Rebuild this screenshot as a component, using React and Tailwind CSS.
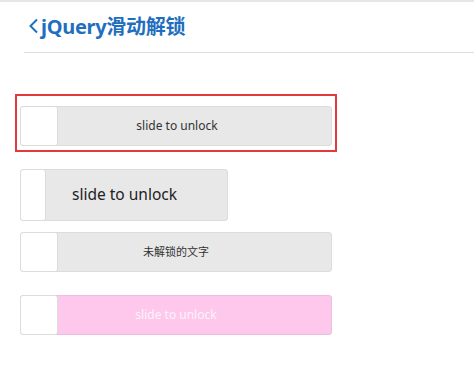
import React from "react";

function Slider({ className, handleW = "w-[38px]", children, textClass }) {
  return (
    <div className={"relative border border-[#dcdcdc] rounded-[3px] flex items-center justify-center " + className}>
      <div className={"absolute left-[-1px] top-[-1px] bottom-[-1px] bg-white border border-[#dcdcdc] rounded-[3px] " + handleW} />
      <span className={textClass}>{children}</span>
    </div>
  );
}

export default function App() {
  return (
    <div className="w-[474px] h-[373px] bg-white overflow-hidden" style={{ fontFamily: '"Noto Sans", "Noto Sans CJK SC", sans-serif' }}>
      <div className="h-[2px] bg-[#e6e6e6]" />
      <div className="ml-6 h-[51px] border-b border-[#dddddd] flex items-center pl-1">
        <svg width="11" height="16" viewBox="0 0 11 16" className="mr-[2px] mt-[-2px]">
          <path d="M9 1.5 L2.5 8 L9 14.5" fill="none" stroke="#1f6fbe" strokeWidth="2" />
        </svg>
        <span className="text-[20px] font-bold text-[#1f6fbe] leading-none tracking-[-0.3px]">jQuery滑动解锁</span>
      </div>
      <div className="mt-[41px] ml-[15px] w-[322px] h-[58px] border-2 border-[#e5383b] pt-[10px] pl-[3px]">
        <Slider className="w-[312px] h-[40px] bg-[#e8e8e8]" textClass="text-[12px] text-[#333] ml-[2px]">slide to unlock</Slider>
      </div>
      <div className="ml-5 mt-[17px]">
        <Slider className="w-[208px] h-[52px] bg-[#e8e8e8]" handleW="w-[26px]" textClass="text-[15.5px] text-[#222] ml-[1px]">slide to unlock</Slider>
      </div>
      <div className="ml-5 mt-[11px]">
        <Slider className="w-[312px] h-[40px] bg-[#e8e8e8]" textClass="text-[11px] text-[#333]">未解锁的文字</Slider>
      </div>
      <div className="ml-5 mt-[23px]">
        <Slider className="w-[312px] h-[40px] bg-[#fdc8ec] border-[#e8c0dc]" textClass="text-[12px] text-[#fff3fb]">slide to unlock</Slider>
      </div>
    </div>
  );
}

::::

WHAT TO DO: All of the lines above should be retyped precisely, apart from the pictures.

RESPONSE TO THE EXERCISE:
Rebuild this screenshot as a component, using React and Tailwind CSS.
import React from "react";

function Slider({ className, handleW = "w-[38px]", children, textClass }) {
  return (
    <div className={"relative border border-[#dcdcdc] rounded-[3px] flex items-center justify-center " + className}>
      <div className={"absolute left-[-1px] top-[-1px] bottom-[-1px] bg-white border border-[#dcdcdc] rounded-[3px] " + handleW} />
      <span className={textClass}>{children}</span>
    </div>
  );
}

export default function App() {
  return (
    <div className="w-[474px] h-[373px] bg-white overflow-hidden" style={{ fontFamily: '"Noto Sans", "Noto Sans CJK SC", sans-serif' }}>
      <div className="h-[2px] bg-[#e6e6e6]" />
      <div className="ml-6 h-[51px] border-b border-[#dddddd] flex items-center pl-1">
        <svg width="11" height="16" viewBox="0 0 11 16" className="mr-[2px] mt-[-2px]">
          <path d="M9 1.5 L2.5 8 L9 14.5" fill="none" stroke="#1f6fbe" strokeWidth="2" />
        </svg>
        <span className="text-[20px] font-bold text-[#1f6fbe] leading-none tracking-[-0.3px]">jQuery滑动解锁</span>
      </div>
      <div className="mt-[41px] ml-[15px] w-[322px] h-[58px] border-2 border-[#e5383b] pt-[10px] pl-[3px]">
        <Slider className="w-[312px] h-[40px] bg-[#e8e8e8]" textClass="text-[12px] text-[#333] ml-[2px]">slide to unlock</Slider>
      </div>
      <div className="ml-5 mt-[17px]">
        <Slider className="w-[208px] h-[52px] bg-[#e8e8e8]" handleW="w-[26px]" textClass="text-[15.5px] text-[#222] ml-[1px]">slide to unlock</Slider>
      </div>
      <div className="ml-5 mt-[11px]">
        <Slider className="w-[312px] h-[40px] bg-[#e8e8e8]" textClass="text-[11px] text-[#333]">未解锁的文字</Slider>
      </div>
      <div className="ml-5 mt-[23px]">
        <Slider className="w-[312px] h-[40px] bg-[#fdc8ec] border-[#e8c0dc]" textClass="text-[12px] text-[#fff3fb]">slide to unlock</Slider>
      </div>
    </div>
  );
}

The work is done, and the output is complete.